Consider, for instance, the last assistant manager at Manchester United. There is no reason to suppose McClaren will go the same way as Brian Kidd, but as he outlined in these pages six months ago, he has no experience of controlling a team's destiny. "I help out," he said. "I advise. But I don't make decisions." McClaren has only been helping out at Old Trafford for two-and-a-half years, yet he will arrive on Teesside with a reputation as the brightest backroom boy in the game. Sir Alex holds him in such high regard he proposed him as his successor. And, of course, the powers that be at the Football Association appointed him as temporary assistant England coach in the wake of Kevin Keegan's departure last autumn.
McClaren, a 40-year-old Yorkshireman, is renowned for his confidence and ambition and also for his meticulousness. He records and analyses the individual performances of players on computers and insists on the players at Old Trafford using special Prozone beds, which relax muscles and reduce the risk of injury. He is also a keen student of the global greats of sports coaching, adopting the proven methods of men such as Phil Jackson, who took the Chicago Bulls by the horn, and the late Vince Lombardi, the legendary guiding light of the Green Bay Packers. Unlike Bryan Robson, McClaren never got close to greatness as a player. A more modest than marvellous midfielder, he played for Hull, Derby and Bristol City before finishing his career at Oxford, where he moved into the coaching side under Brian Horton.
"People have always been asking me where I've been in the game and what I've done," he says. "But if you look at all the people who've got to the top they've all been in the trenches. They haven't all been great players. A perfect example is the gaffer."
At present that gaffer is still Sir Alex Ferguson, but from Tuesday, McClaren will have a new boss. He could hardly wish for a better one, either. The loyalty chairman Steve Gibson showed Robson extended well beyond the call of duty. It remained unwavering through the relegation of 1997 and through two winless months of the 1999-2000 season, when the Riverside regulars started to chant for Robson's resignation. Robson could never have realistically survived the humiliation of an outsider being hired to dig Boro out of the relegation mire in the season just ended, but Gibson stayed admirably true to his man right to the end.

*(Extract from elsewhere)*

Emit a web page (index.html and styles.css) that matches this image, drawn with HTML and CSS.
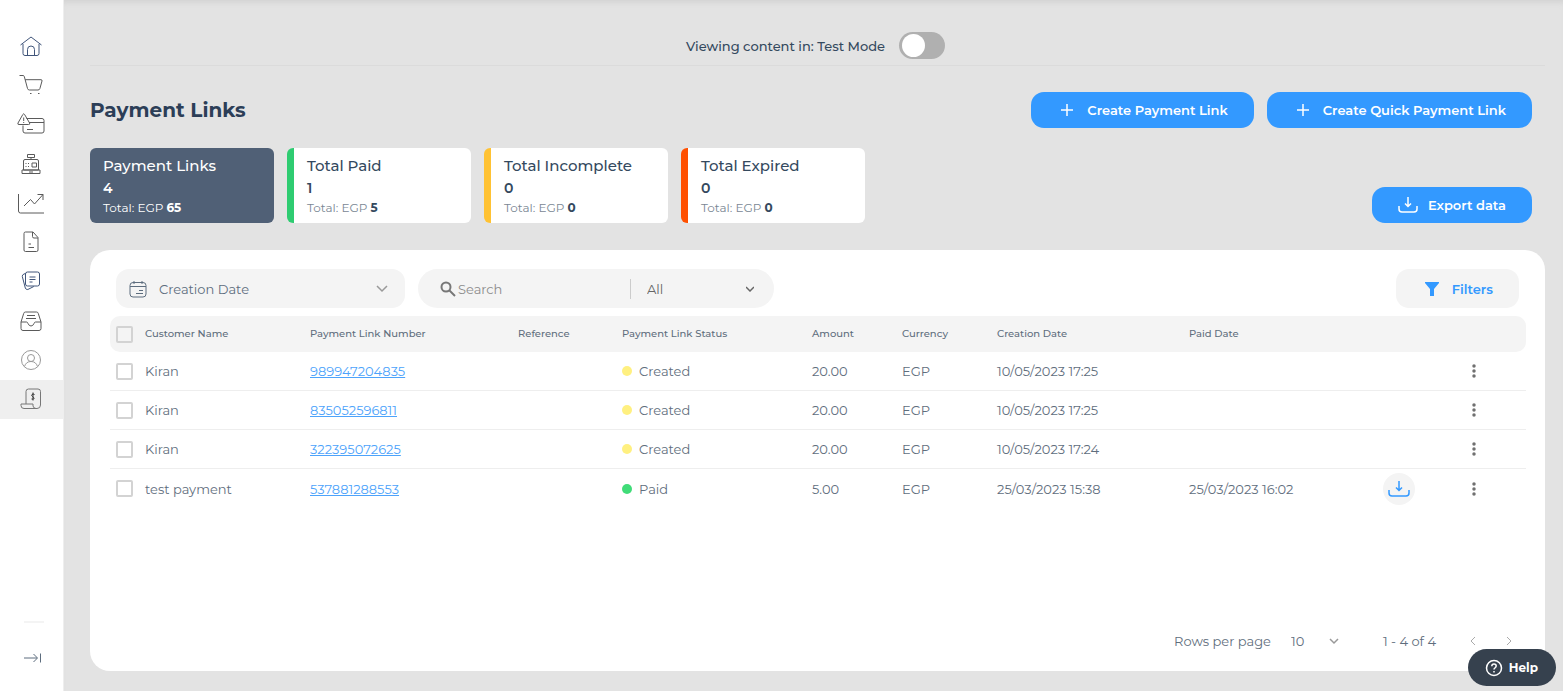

It was his insistence that Robson should make a dignified departure, facing the press alongside him last Tuesday morning the proper way a manager ought to go, even if doing things the proper way was ultimately responsible for making Robson's position untenable. It was only right that Robson should have been urged to join the Middlesbrough players and their hired head coach when they acknowledged the Riverside crowd after the final game of the season.
It was inevitable, though, that the cheers would turn to jeers when Robson followed in Terry Venables' footsteps towards the centre circle. When Robson walked out of the exit door last week, it was only right for Gibson to point out that unlike Bobby Moore, who failed to take Southend out of the basement division, and Billy Wright, who couldn't inspire Arsenal above mid-table mediocrity the former Captain Marvel did at least make progress as a manager. "In Bryan's time," Gibson said, "we have moved from Ayresome Park with 10,000 fans, ninth in the First Division with a valueless squad, one of the lowest turnovers in the game and a not very bright future. Since then we've had three Wembley finals, five years in the Premiership, two promotions and we have a 35,000 crowd in a new stadium."
That progress came at a cost, of course. Robson spent £73m on players, a lavish amount by any standards even if much of it was recouped by outgoing transfers. At times it seemed that Viv Nicholson rather than Viv Anderson was assisting Robson. The spend, spend, spend approach bought some rich talents Juninho, Nick Barmby, Fabrizio Ravan-elli, Christian Ziege, Paul Merson and the faded Paul Gascoigne but as the highly-paid hands came and went, the lasting structure of a team of substance never looked like being built.
That task now falls to McClaren, and at least he will inherit the spine of a half-decent side: Mark Schwarzer, Ugo Ehiogu, Paul Ince and Alen Boksic. He will inherit a lot of unsettled players too, though that is no bad thing. In offloading the likes of Andy Campbell, Gianluca Festa, Christian Karembeu, Paul Okon, Joseph Désiré Job and Noel Whelan, he can clear out some dead wood and increase his own spending power. He has already drawn up a list of potential recruits, on which apparently can be found such names as Gareth Southgate, Malcolm Christie, Francis Jeffers, Denis Irwin, Jonathan Greening and Mark Wilson.
The chairman's chequebook, it would seem, is in for another busy summer.